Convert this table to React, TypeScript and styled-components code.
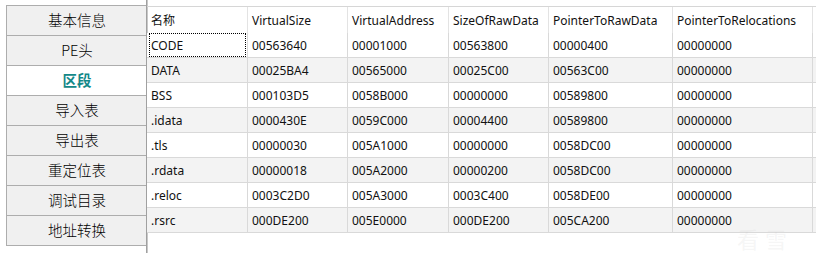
import React from "react";
import styled, { createGlobalStyle } from "styled-components";

const GlobalStyle = createGlobalStyle`
  html, body {
    margin: 0;
    padding: 0;
    background: #ffffff;
  }
  body {
    font-family: "Noto Sans", "Noto Sans CJK SC", sans-serif;
  }
`;

const menus = ["基本信息", "PE头", "区段", "导入表", "导出表", "重定位表", "调试目录", "地址转换"];

// 最后一列只露出一点边，不放文字
const columns = [
  { title: "名称", width: 101 },
  { title: "VirtualSize", width: 100 },
  { title: "VirtualAddress", width: 101 },
  { title: "SizeOfRawData", width: 100 },
  { title: "PointerToRawData", width: 124 },
  { title: "PointerToRelocations", width: 140 },
  { title: "", width: 140 },
];

const sections = [
  ["CODE", "00563640", "00001000", "00563800", "00000400", "00000000", ""],
  ["DATA", "00025BA4", "00565000", "00025C00", "00563C00", "00000000", ""],
  ["BSS", "000103D5", "0058B000", "00000000", "00589800", "00000000", ""],
  [".idata", "0000430E", "0059C000", "00004400", "00589800", "00000000", ""],
  [".tls", "00000030", "005A1000", "00000000", "0058DC00", "00000000", ""],
  [".rdata", "00000018", "005A2000", "00000200", "0058DC00", "00000000", ""],
  [".reloc", "0003C2D0", "005A3000", "0003C400", "0058DE00", "00000000", ""],
  [".rsrc", "000DE200", "005E0000", "000DE200", "005CA200", "00000000", ""],
];

export default function App() {
  return (
    <>
      <GlobalStyle />
      <Window>
        {/* 左侧菜单 */}
        <Sidebar>
          {menus.map((m) => (
            <MenuItem key={m} $active={m === "区段"}>
              {m}
            </MenuItem>
          ))}
        </Sidebar>
        {/* 区段表 */}
        <Pane>
          <HeaderRow>
            {columns.map((c, j) => (
              <HeadCell key={j} $w={c.width}>
                {c.title}
              </HeadCell>
            ))}
          </HeaderRow>
          {sections.map((row, i) => (
            <Row key={row[0]} $alt={i % 2 === 1}>
              {row.map((v, j) => (
                <Cell key={j} $w={columns[j].width} $focus={i === 0 && j === 0}>
                  {v}
                </Cell>
              ))}
            </Row>
          ))}
          <Watermark>看雪</Watermark>
        </Pane>
      </Window>
    </>
  );
}

const Window = styled.div`
  display: flex;
  width: 816px;
  height: 253px;
  overflow: hidden;
  background: #ffffff;
`;

const Sidebar = styled.div`
  display: flex;
  flex-direction: column;
  flex: none;
  width: 140px;
  margin: 5px 0 0 6px;
  align-self: flex-start;
  border-top: 1px solid #adadad;
  border-left: 1px solid #adadad;
  box-sizing: border-box;
`;

const MenuItem = styled.div<{ $active?: boolean }>`
  height: 30px;
  box-sizing: border-box;
  border-bottom: 1px solid #adadad;
  display: flex;
  align-items: center;
  justify-content: center;
  padding: 0 0 3px 1px;
  background: ${(p) => (p.$active ? "#ffffff" : "#f0f0f0")};
  color: ${(p) => (p.$active ? "#138888" : "#000000")};
  font-weight: ${(p) => (p.$active ? 700 : 300)};
  font-size: 14.5px;
  font-family: "Noto Sans CJK SC", sans-serif;
`;

const Pane = styled.div`
  position: relative;
  flex: 1;
  min-width: 0;
  border-left: 1px solid #a0a0a0;
  box-shadow: inset 1px 0 0 #c8c8c8;
  padding-top: 6px;
  display: flex;
  flex-direction: column;
  font-size: 12px;
  color: #111;
`;

const HeaderRow = styled.div`
  display: flex;
  height: 27px;
  border-top: 1px solid #d6d6d6;
  box-sizing: border-box;
`;

const HeadCell = styled.div<{ $w: number }>`
  flex: none;
  width: ${(p) => p.$w}px;
  box-sizing: border-box;
  border-right: 1px solid #e3e3e3;
  padding-left: 4px;
  display: flex;
  align-items: center;
  white-space: nowrap;
`;

const Row = styled.div<{ $alt?: boolean }>`
  display: flex;
  height: 25px;
  box-sizing: border-box;
  border-bottom: 1px solid #d9d9d9;
  background: ${(p) => (p.$alt ? "#f3f3f3" : "#ffffff")};
`;

const Cell = styled.div<{ $w: number; $focus?: boolean }>`
  position: relative;
  flex: none;
  width: ${(p) => p.$w}px;
  box-sizing: border-box;
  border-right: 1px solid #d9d9d9;
  padding-left: 4px;
  display: flex;
  align-items: center;
  white-space: nowrap;
  &::after {
    content: "";
    display: ${(p) => (p.$focus ? "block" : "none")};
    position: absolute;
    top: 0;
    bottom: 0;
    left: 2px;
    right: 1px;
    border: 1px dotted #000;
  }
`;

const Watermark = styled.div`
  position: absolute;
  left: 590px;
  top: 222px;
  font-family: "Noto Sans CJK SC", sans-serif;
  font-size: 22px;
  letter-spacing: 6px;
  color: rgba(200, 200, 200, 0.18);
  pointer-events: none;
`;
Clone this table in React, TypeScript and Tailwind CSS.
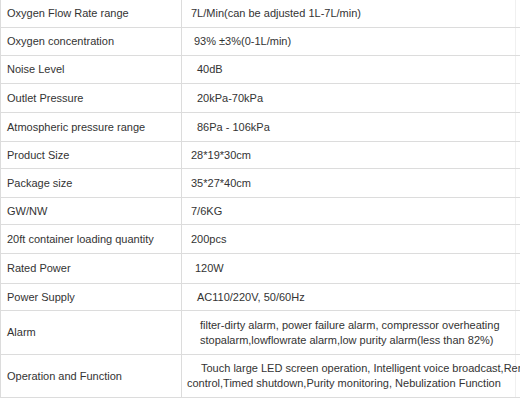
const rows: { label: string; value: string; h: string; pl: string }[] = [
  { label: "Oxygen Flow Rate range", value: "7L/Min(can be adjusted 1L-7L/min)", h: "h-[28px]", pl: "pl-[9px]" },
  { label: "Oxygen concentration", value: "93% ±3%(0-1L/min)", h: "h-[28px]", pl: "pl-[12px]" },
  { label: "Noise Level", value: "40dB", h: "h-[28px]", pl: "pl-[15px]" },
  { label: "Outlet Pressure", value: "20kPa-70kPa", h: "h-[29px]", pl: "pl-[15px]" },
  { label: "Atmospheric pressure range", value: "86Pa - 106kPa", h: "h-[29px]", pl: "pl-[15px]" },
  { label: "Product Size", value: "28*19*30cm", h: "h-[27px]", pl: "pl-[9px]" },
  { label: "Package size", value: "35*27*40cm", h: "h-[29px]", pl: "pl-[9px]" },
  { label: "GW/NW", value: "7/6KG", h: "h-[27px]", pl: "pl-[9px]" },
  { label: "20ft container loading quantity", value: "200pcs", h: "h-[29px]", pl: "pl-[9px]" },
  { label: "Rated Power", value: "120W", h: "h-[30px]", pl: "pl-[13px]" },
  { label: "Power Supply", value: "AC110/220V, 50/60Hz", h: "h-[27px]", pl: "pl-[15px]" },
];

function Row({ label, h, children }: { label: string; h: string; children: React.ReactNode }) {
  return (
    <div className={`flex ${h} border-b border-[#dcdcdc]`}>
      <div className="flex w-[182px] shrink-0 items-center border-x border-[#dcdcdc] pl-[6px]">{label}</div>
      <div className="flex w-[334px] shrink-0 items-center border-r border-[#f0f0f0]">{children}</div>
    </div>
  );
}

export default function App() {
  return (
    <div className="h-[400px] w-[520px] overflow-hidden bg-white text-[11px] text-[#333] [font-family:'Liberation_Sans',Arial,sans-serif]">
      {rows.map((r) => (
        <Row key={r.label} label={r.label} h={r.h}>
          <span className={`${r.pl} whitespace-nowrap`}>{r.value}</span>
        </Row>
      ))}
      <Row label="Alarm" h="h-[44px]">
        <div className="pl-[18px] leading-[15px] whitespace-nowrap">
          <div>filter-dirty alarm, power failure alarm, compressor overheating</div>
          <div>stopalarm,lowflowrate alarm,low purity alarm(less than 82%)</div>
        </div>
      </Row>
      <Row label="Operation and Function" h="h-[43px]">
        <div className="pl-[5px] leading-[15px] whitespace-nowrap">
          <div className="pl-[14px]">Touch large LED screen operation, Intelligent voice broadcast,Remote</div>
          <div>control,Timed shutdown,Purity monitoring, Nebulization Function</div>
        </div>
      </Row>
    </div>
  );
}
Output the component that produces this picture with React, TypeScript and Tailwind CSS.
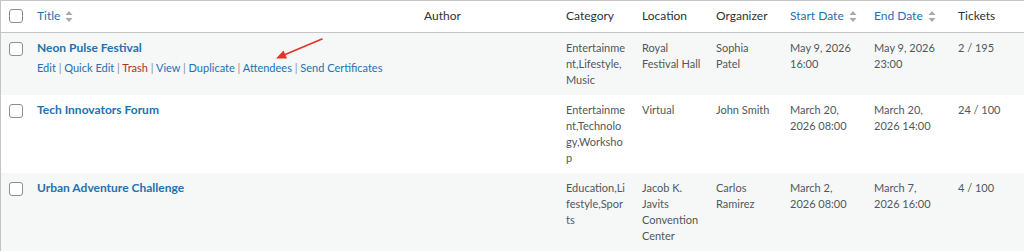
import React from "react";

type Row = {
  title: string;
  category: string[];
  location: string[];
  organizer: string[];
  start: string[];
  end: string[];
  tickets: string;
  actions?: boolean;
};

const rows: Row[] = [
  {
    title: "Neon Pulse Festival",
    category: ["Entertainme", "nt,Lifestyle,", "Music"],
    location: ["Royal", "Festival Hall"],
    organizer: ["Sophia", "Patel"],
    start: ["May 9, 2026", "16:00"],
    end: ["May 9, 2026", "23:00"],
    tickets: "2 / 195",
    actions: true,
  },
  {
    title: "Tech Innovators Forum",
    category: ["Entertainme", "nt,Technolo", "gy,Worksho", "p"],
    location: ["Virtual"],
    organizer: ["John Smith"],
    start: ["March 20,", "2026 08:00"],
    end: ["March 20,", "2026 14:00"],
    tickets: "24 / 100",
  },
  {
    title: "Urban Adventure Challenge",
    category: ["Education,Li", "festyle,Spor", "ts"],
    location: ["Jacob K.", "Javits", "Convention", "Center"],
    organizer: ["Carlos", "Ramirez"],
    start: ["March 2,", "2026 08:00"],
    end: ["March 7,", "2026 16:00"],
    tickets: "4 / 100",
  },
];

function SortIcon() {
  return (
    <svg width="8" height="13" viewBox="0 0 8 13" className="ml-[5px] inline-block">
      <path d="M0.5 5 L4 1 L7.5 5 Z" fill="#a7aaad" />
      <path d="M0.5 8 L4 12 L7.5 8 Z" fill="#a7aaad" />
    </svg>
  );
}

function Checkbox() {
  return <span className="block h-[14px] w-[14px] rounded-[3px] border border-[#8c8f94] bg-white" />;
}

function Lines({ lines }: { lines: string[] }) {
  return (
    <>
      {lines.map((l) => (
        <div key={l} className="whitespace-nowrap">
          {l}
        </div>
      ))}
    </>
  );
}

function Actions() {
  const items = [
    { label: "Edit", red: false },
    { label: "Quick Edit", red: false },
    { label: "Trash", red: true },
    { label: "View", red: false },
    { label: "Duplicate", red: false },
    { label: "Attendees", red: false },
    { label: "Send Certificates", red: false },
  ];
  return (
    <div className="mt-[4px] whitespace-nowrap text-[11px] leading-[16px]">
      {items.map((it, i) => (
        <span key={it.label}>
          <span className={it.red ? "text-[#b32d2e]" : "text-[#2271b1]"}>{it.label}</span>
          {i < items.length - 1 && <span className="text-[#8c8f94]"> | </span>}
        </span>
      ))}
    </div>
  );
}

export default function App() {
  const cell = "px-[10px] py-[7px] align-top";
  return (
    <div className="relative h-[252px] w-[1024px] overflow-hidden bg-white font-['Lato',sans-serif] text-[11px] leading-[16px] text-[#50575e]">
      <div className="border-l border-t border-[#c3c4c7]">
        <table className="w-full table-fixed border-collapse">
          <colgroup>
            <col className="w-[26px]" />
            <col className="w-[387px]" />
            <col className="w-[142px]" />
            <col className="w-[76px]" />
            <col className="w-[74px]" />
            <col className="w-[74px]" />
            <col className="w-[84px]" />
            <col className="w-[84px]" />
            <col />
          </colgroup>
          <thead>
            <tr className="h-[31px] border-b border-[#c3c4c7] text-[12px] text-[#2c3338]">
              <th className="pl-[8px] align-middle">
                <Checkbox />
              </th>
              <th className="px-[10px] text-left font-normal text-[#2271b1]">
                <span className="inline-flex items-center">
                  Title
                  <SortIcon />
                </span>
              </th>
              <th className="px-[10px] text-left font-normal">Author</th>
              <th className="px-[10px] text-left font-normal">Category</th>
              <th className="px-[10px] text-left font-normal">Location</th>
              <th className="px-[10px] text-left font-normal">Organizer</th>
              <th className="px-[10px] text-left font-normal text-[#2271b1]">
                <span className="inline-flex items-center whitespace-nowrap">
                  Start Date
                  <SortIcon />
                </span>
              </th>
              <th className="px-[10px] text-left font-normal text-[#2271b1]">
                <span className="inline-flex items-center whitespace-nowrap">
                  End Date
                  <SortIcon />
                </span>
              </th>
              <th className="px-[10px] text-left font-normal">Tickets</th>
            </tr>
          </thead>
          <tbody>
            {rows.map((r, i) => (
              <tr key={r.title} className={i % 2 === 0 ? "bg-[#f6f7f7]" : "bg-white"}>
                <td className="pl-[8px] pt-[9px] align-top">
                  <Checkbox />
                </td>
                <td className={cell}>
                  <div className="whitespace-nowrap text-[12px] font-bold leading-[16px] text-[#2271b1]">
                    {r.title}
                  </div>
                  {r.actions && <Actions />}
                </td>
                <td className={cell} />
                <td className={cell}>
                  <Lines lines={r.category} />
                </td>
                <td className={cell}>
                  <Lines lines={r.location} />
                </td>
                <td className={cell}>
                  <Lines lines={r.organizer} />
                </td>
                <td className={cell}>
                  <Lines lines={r.start} />
                </td>
                <td className={cell}>
                  <Lines lines={r.end} />
                </td>
                <td className={cell}>
                  <div className="whitespace-nowrap">{r.tickets}</div>
                </td>
              </tr>
            ))}
          </tbody>
        </table>
      </div>
      <svg className="pointer-events-none absolute left-0 top-0" width="1024" height="252">
        <line x1="322" y1="39" x2="284" y2="55" stroke="#e8302a" strokeWidth="1.6" strokeLinecap="round" />
        <path d="M276 58.5 L283.5 50.5 L287 58.5 Z" fill="#e8302a" />
      </svg>
    </div>
  );
}
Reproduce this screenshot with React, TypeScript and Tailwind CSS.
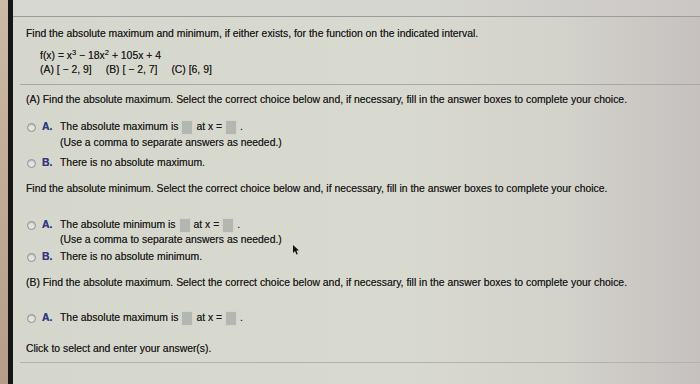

- - - - -

» SHORT TASK:
Every line of the records that includes the word "styled" should be gathered.

» TASK OUTPUT:
Convert this table to React, TypeScript and styled-components code.
import styled, { createGlobalStyle } from "styled-components";
const Window = styled.div`
const Sidebar = styled.div`
const MenuItem = styled.div<{ $active?: boolean }>`
const Pane = styled.div`
const HeaderRow = styled.div`
const HeadCell = styled.div<{ $w: number }>`
const Row = styled.div<{ $alt?: boolean }>`
const Cell = styled.div<{ $w: number; $focus?: boolean }>`
const Watermark = styled.div`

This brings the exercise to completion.